002 セーヌ河岸の町々

Copyright:坂田 正次

セーヌ河の本流の岸辺には、静かで清潔感のあふれるシャチヨン シュル セーヌ、景色が特によいトロワ、パリに近いフォンテーヌブロー、パリを過ぎてからは、古都ルーアン、そして河口のオンフルール、ル アーブルと魅力ある地が展開しています。
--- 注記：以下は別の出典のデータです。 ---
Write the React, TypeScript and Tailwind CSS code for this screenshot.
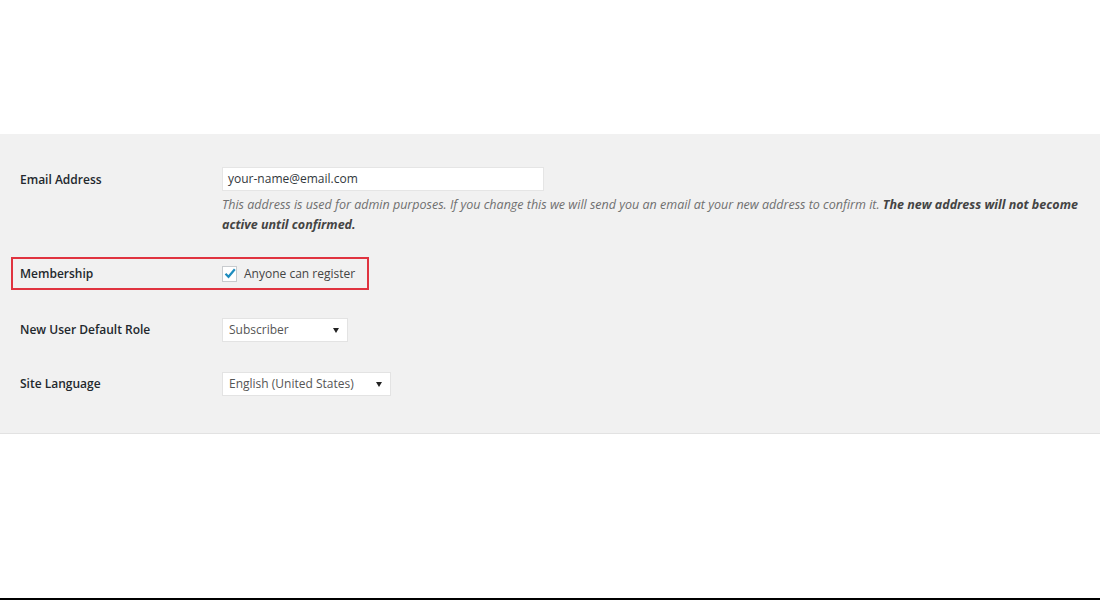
import React from 'react'

const font = { fontFamily: '"Open Sans", "Noto Sans", Arial, sans-serif' }

function Caret() {
  return (
    <svg width="6" height="5" viewBox="0 0 6 5" className="shrink-0">
      <path d="M0 0h6L3 5z" fill="#222" />
    </svg>
  )
}

function Select({ value, width }: { value: string; width: string }) {
  return (
    <div className={`${width} h-[24px] bg-white border border-[#e3e3e3] flex items-center justify-between pl-[6px] pr-[8px] text-[12px] text-[#555]`}>
      <span>{value}</span>
      <Caret />
    </div>
  )
}

export default function App() {
  return (
    <div className="w-[1100px] h-[600px] bg-white flex flex-col" style={font}>
      <div className="h-[134px] shrink-0" />
      <div className="h-[300px] shrink-0 bg-[#f1f1f1] border-b border-[#e2e2e2] pt-[33px]">
        {/* Email */}
        <div className="flex pl-[20px]">
          <div className="w-[202px] h-[25px] flex items-center text-[12px] font-semibold text-[#23282d]">Email Address</div>
          <div className="flex flex-col">
            <div className="w-[322px] h-[24px] bg-white border border-[#e5e5e5] flex items-center px-[5px] text-[12px] text-[#32373c]">
              your-name@email.com
            </div>
            <p className="mt-[4px] text-[12.5px] leading-[20px] italic text-[#6f6f6f] whitespace-nowrap">
              This address is used for admin purposes. If you change this we will send you an email at your new address to confirm it.{' '}
              <b className="text-[#444]">The new address will not become</b>
              <br />
              <b className="text-[#444]">active until confirmed.</b>
            </p>
          </div>
        </div>

        {/* Membership */}
        <div className="mt-[22px] ml-[11px] w-[358px] h-[33px] border-2 border-[#e0333f] flex items-center pl-[7px]">
          <div className="w-[202px] text-[12px] font-semibold text-[#23282d]">Membership</div>
          <div className="flex items-center gap-[7px]">
            <div className="w-[15px] h-[16px] bg-white border border-[#c8cbce] flex items-center justify-center">
              <svg width="12" height="11" viewBox="0 0 12 11">
                <path d="M1.5 5.8l3 3L10.8 1.2" fill="none" stroke="#1e8cbe" strokeWidth="2.2" />
              </svg>
            </div>
            <span className="text-[12px] text-[#444]">Anyone can register</span>
          </div>
        </div>

        {/* Role */}
        <div className="mt-[28px] flex items-center pl-[20px]">
          <div className="w-[202px] text-[12px] font-semibold text-[#23282d]">New User Default Role</div>
          <Select value="Subscriber" width="w-[126px]" />
        </div>

        {/* Language */}
        <div className="mt-[30px] flex items-center pl-[20px]">
          <div className="w-[202px] text-[12px] font-semibold text-[#23282d]">Site Language</div>
          <Select value="English (United States)" width="w-[169px]" />
        </div>
      </div>
      <div className="flex-1" />
      <div className="h-[2px] bg-black shrink-0" />
    </div>
  )
}
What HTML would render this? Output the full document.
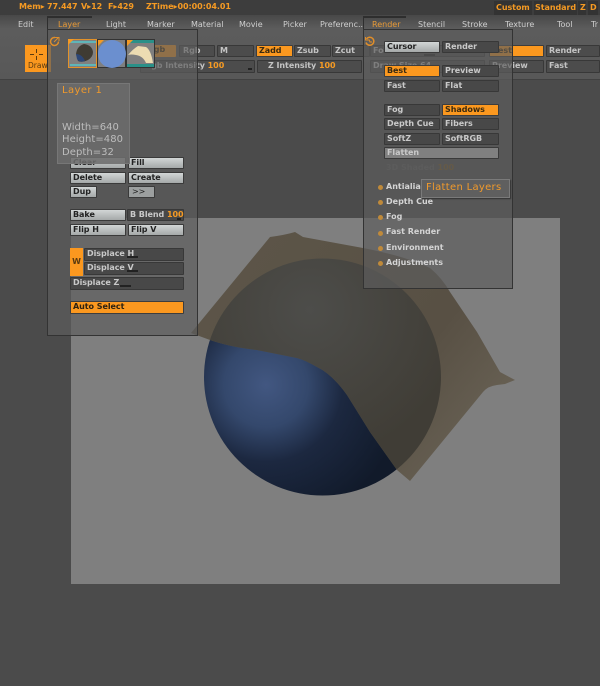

また、セーヌの支流には過去のパリ市内での洪水の原因の1つとなった暴れ川のヨンヌ川、シャンパーニュを育んで流れるオワーズ川、ジベルニーの近くの小さな支流のエプト川など26あります。
このパリ盆地を流れる支流たちがセーヌの豊富な本流の水を支えているのです。
そのようなセーヌに沿った場所で印象派絵画は揺籃期を迎え、開花して行きました。

印象派誕生前夜の1830年前後からのフランス画壇では、コローがロマン主義でもなく写実主義でもない、その双方を融合させた形の叙情的な風景画を描いていました。
また、同じ時期に、パリに近いセーヌの岸辺のフォンテーヌブローの森で写生し小さなバルビゾンの村に集ったいわゆるバルビゾン派の画家たちは、自然の情景を大気と光線とで描きあげ、フランスの自然主義風景画の土台を築き、その後を継ぐような形でより若い世代の画家たちが海の情景や都市の景観を印象のままに表現することに努力を注いでいったのです。
この若い世代が印象派と呼ばれる画家になって行くわけです。

モネたちの印象主義は、1860年代中頃にフォンテーヌブローの森で生まれています。
バルビゾン派と同じ場所を描いても、その画風は大きく違っていました。
バルビゾン派のロマン主義的な自然への見方に対して、モネとその友人たちは孤独な田園の世界より活気のある郊外の行楽地を好んで描き、ナポレオン三世とオースマンによって造られた新しいパリの町並みや鉄道なども描いています。

印象派の名がまだ生まれていない頃の印象派画家たちに、実験の場を与えたセーヌ河に沿うフォンテーヌブローの森から、セーヌの河口のル アーブルあたりまでが印象派がセーヌ河をキャンバスに写し取って行く場となって行くのです。